Begin WORKING DATA
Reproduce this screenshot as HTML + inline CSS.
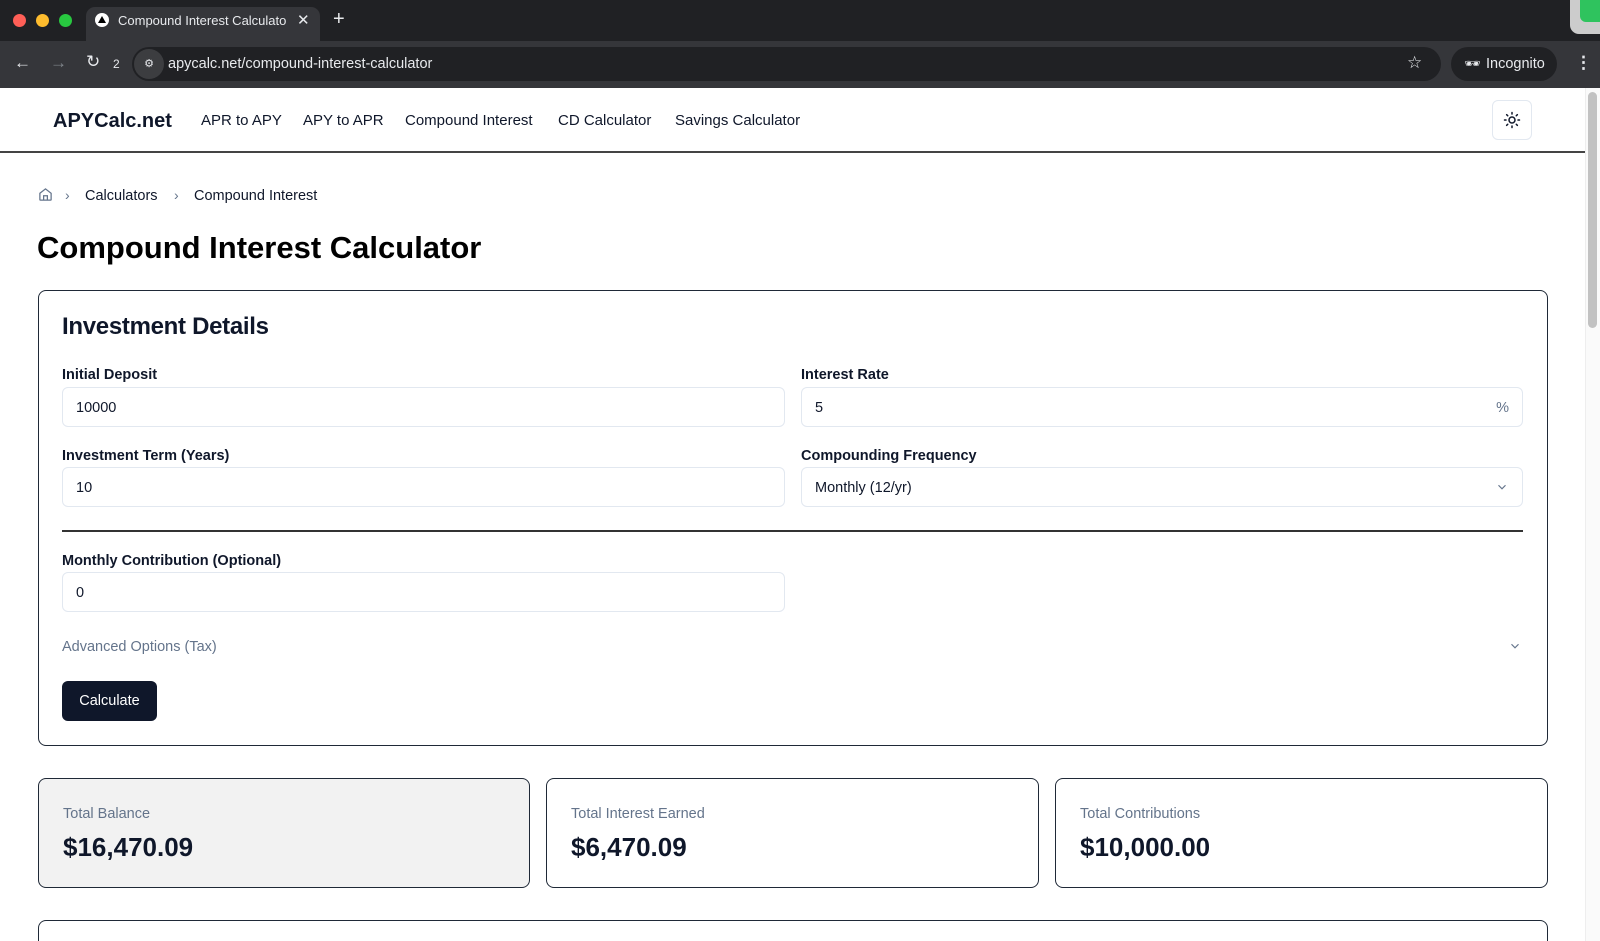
<!DOCTYPE html>
<html style="height:941px;overflow:hidden"><head><meta charset="utf-8"><style>
*{box-sizing:border-box;margin:0;padding:0}
html,body{width:1600px;height:941px;overflow:hidden}
body{background:#fff;font-family:"Liberation Sans",Arial,sans-serif;position:relative;color:#0b1120}
.a{position:absolute}
.tabbar{left:0;top:0;width:1600px;height:41px;background:#202124}
.toolbar{left:0;top:41px;width:1600px;height:47px;background:#35363a}
.lbl{font-size:14.5px;font-weight:600;color:#0f172a}
.inp{border:1px solid #e2e8f0;border-radius:6px;height:40px;font-size:14.5px;padding:12px 13px;color:#0f172a}
.stat{border:1px solid #1f2937;border-radius:8px;height:110px;top:778px}
.stat .l{position:absolute;left:24px;top:27px;font-size:14.5px;color:#64748b}
.stat .v{position:absolute;left:24px;top:53px;font-size:26px;font-weight:bold;color:#0f172a}
.nav{top:112px;font-size:15px;color:#0f172a;font-weight:500}
</style></head><body>
<div class="a tabbar"></div>
<div class="a" style="left:13px;top:14px;width:13px;height:13px;border-radius:50%;background:#ff5f57"></div>
<div class="a" style="left:36px;top:14px;width:13px;height:13px;border-radius:50%;background:#febc2e"></div>
<div class="a" style="left:59px;top:14px;width:13px;height:13px;border-radius:50%;background:#28c840"></div>
<div class="a" style="left:86px;top:7px;width:234px;height:36px;background:#35363a;border-radius:9px 9px 0 0"></div>
<div class="a" style="left:95px;top:13px;width:14px;height:14px;border-radius:50%;background:#fff"></div>
<div class="a" style="left:98px;top:16px;width:0;height:0;border-left:4px solid transparent;border-right:4px solid transparent;border-bottom:7px solid #000"></div>
<div class="a" style="left:118px;top:13px;font-size:13px;color:#e8eaed;width:168px;overflow:hidden;white-space:nowrap">Compound Interest Calculator</div>
<div class="a" style="left:297px;top:11px;font-size:15px;color:#e8eaed">✕</div>
<div class="a" style="left:333px;top:8px;font-size:20px;color:#e8eaed">+</div>
<div class="a" style="left:1570px;top:0;width:30px;height:34px;background:#ccc;border-radius:0 0 0 9px"></div>
<div class="a" style="left:1580px;top:0;width:20px;height:22px;background:#2fc35e;border-radius:0 0 0 6px"></div>
<div class="a toolbar"></div>
<div class="a" style="left:14px;top:53px;font-size:17px;color:#e8eaed">←</div>
<div class="a" style="left:50px;top:53px;font-size:17px;color:#80868b">→</div>
<div class="a" style="left:86px;top:52px;font-size:17px;color:#e8eaed">↻</div>
<div class="a" style="left:113px;top:57px;font-size:12px;color:#e8eaed">2</div>
<div class="a" style="left:132px;top:47px;width:1309px;height:34px;background:#202124;border-radius:17px"></div>
<div class="a" style="left:134px;top:49px;width:30px;height:30px;background:#3c3d40;border-radius:15px;color:#e8eaed;font-size:11px;text-align:center;line-height:30px">⚙</div>
<div class="a" style="left:168px;top:56px;font-size:14.5px;color:#e8eaed">apycalc.net/compound-interest-calculator</div>
<div class="a" style="left:1407px;top:53px;font-size:17px;color:#e8eaed">☆</div>
<div class="a" style="left:1451px;top:47px;width:106px;height:34px;background:#202124;border-radius:17px"></div>
<div class="a" style="left:1464px;top:56px;font-size:13px;color:#e8eaed">🕶</div>
<div class="a" style="left:1486px;top:56px;font-size:14.5px;color:#e8eaed">Incognito</div>
<div class="a" style="left:1575px;top:53px;font-size:17px;color:#e8eaed;font-weight:bold">⋮</div>
<div class="a" style="left:1585px;top:88px;width:15px;height:853px;background:#fafafa;border-left:1px solid #eee"></div>
<div class="a" style="left:1588px;top:92px;width:9px;height:236px;background:#c2c2c2;border-radius:5px"></div>
<div class="a" style="left:53px;top:110px;font-size:20px;font-weight:bold;color:#0f172a">APYCalc.net</div>
<div class="a nav" style="left:201px">APR to APY</div>
<div class="a nav" style="left:303px">APY to APR</div>
<div class="a nav" style="left:405px">Compound Interest</div>
<div class="a nav" style="left:558px">CD Calculator</div>
<div class="a nav" style="left:675px">Savings Calculator</div>
<div class="a" style="left:1492px;top:100px;width:40px;height:40px;border:1px solid #e2e8f0;border-radius:6px"></div>
<svg class="a" style="left:1503px;top:111px" width="18" height="18" viewBox="0 0 24 24" fill="none" stroke="#0f172a" stroke-width="2" stroke-linecap="round"><circle cx="12" cy="12" r="4"/><path d="M12 2v2M12 20v2M4.9 4.9l1.4 1.4M17.7 17.7l1.4 1.4M2 12h2M20 12h2M6.3 17.7l-1.4 1.4M19.1 4.9l-1.4 1.4"/></svg>
<div class="a" style="left:0;top:151px;width:1585px;height:1.5px;background:#444"></div>
<svg class="a" style="left:38px;top:187px" width="15" height="15" viewBox="0 0 24 24" fill="none" stroke="#64748b" stroke-width="2"><path d="M3 10l9-7 9 7v10a1 1 0 0 1-1 1H4a1 1 0 0 1-1-1z"/><path d="M9 21v-7h6v7"/></svg>
<div class="a" style="left:65px;top:187px;font-size:14px;color:#64748b">›</div>
<div class="a" style="left:85px;top:188px;font-size:14.5px;color:#0f172a">Calculators</div>
<div class="a" style="left:174px;top:187px;font-size:14px;color:#64748b">›</div>
<div class="a" style="left:194px;top:188px;font-size:14.5px;color:#0f172a">Compound Interest</div>
<div class="a" style="left:37px;top:230px;font-size:31px;font-weight:bold;color:#000">Compound Interest Calculator</div>
<div class="a" style="left:38px;top:290px;width:1510px;height:456px;border:1px solid #1f2937;border-radius:8px"></div>
<div class="a" style="left:62px;top:313px;font-size:24px;font-weight:bold;color:#0f172a;letter-spacing:-0.3px">Investment Details</div>
<div class="a lbl" style="left:62px;top:367px">Initial Deposit</div>
<div class="a inp" style="left:62px;top:387px;width:723px">10000</div>
<div class="a lbl" style="left:801px;top:367px">Interest Rate</div>
<div class="a inp" style="left:801px;top:387px;width:722px">5<span style="position:absolute;right:13px;color:#64748b">%</span></div>
<div class="a lbl" style="left:62px;top:448px">Investment Term (Years)</div>
<div class="a inp" style="left:62px;top:467px;width:723px">10</div>
<div class="a lbl" style="left:801px;top:448px">Compounding Frequency</div>
<div class="a inp" style="left:801px;top:467px;width:722px">Monthly (12/yr)</div>
<svg class="a" style="left:1495px;top:480px" width="14" height="14" viewBox="0 0 24 24" fill="none" stroke="#64748b" stroke-width="2"><path d="M6 9l6 6 6-6"/></svg>
<div class="a" style="left:62px;top:530px;width:1461px;height:1.5px;background:#333"></div>
<div class="a lbl" style="left:62px;top:553px">Monthly Contribution (Optional)</div>
<div class="a inp" style="left:62px;top:572px;width:723px">0</div>
<div class="a" style="left:62px;top:639px;font-size:14.5px;color:#64748b">Advanced Options (Tax)</div>
<svg class="a" style="left:1508px;top:639px" width="14" height="14" viewBox="0 0 24 24" fill="none" stroke="#64748b" stroke-width="2"><path d="M6 9l6 6 6-6"/></svg>
<div class="a" style="left:62px;top:681px;width:95px;height:40px;background:#0f172a;border-radius:6px;color:#fff;font-size:14.5px;font-weight:500;text-align:center;line-height:40px">Calculate</div>
<div class="a stat" style="left:38px;width:492px;background:#f2f2f2"><div class="l">Total Balance</div><div class="v">$16,470.09</div></div>
<div class="a stat" style="left:546px;width:493px"><div class="l">Total Interest Earned</div><div class="v">$6,470.09</div></div>
<div class="a stat" style="left:1055px;width:493px"><div class="l">Total Contributions</div><div class="v">$10,000.00</div></div>
<div class="a" style="left:38px;top:920px;width:1510px;height:21px;border:1px solid #1f2937;border-bottom:none;border-radius:8px 8px 0 0"></div>
</body></html>
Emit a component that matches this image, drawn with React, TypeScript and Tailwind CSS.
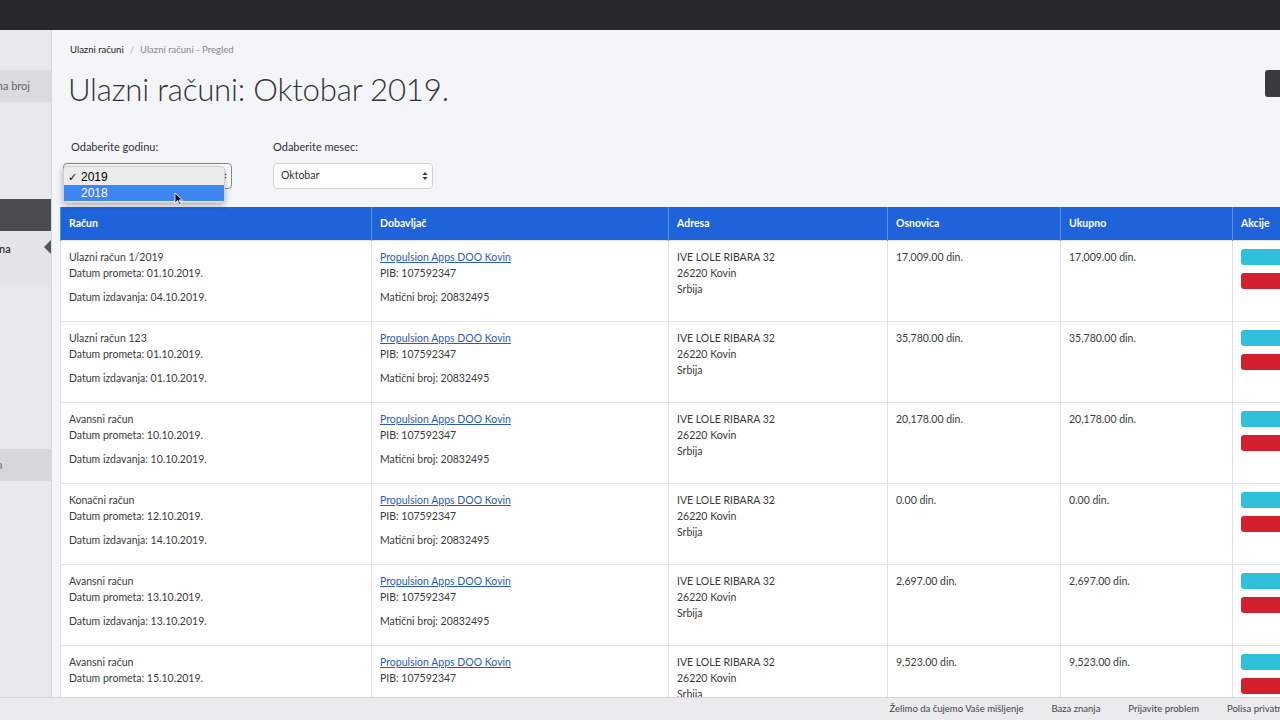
End WORKING DATA
**SHORT EXERCISE:**
Search the listing above for the string "this". Copy every line that contains it.

**OUTPUT:**
Reproduce this screenshot as HTML + inline CSS.
Emit a component that matches this image, drawn with React, TypeScript and Tailwind CSS.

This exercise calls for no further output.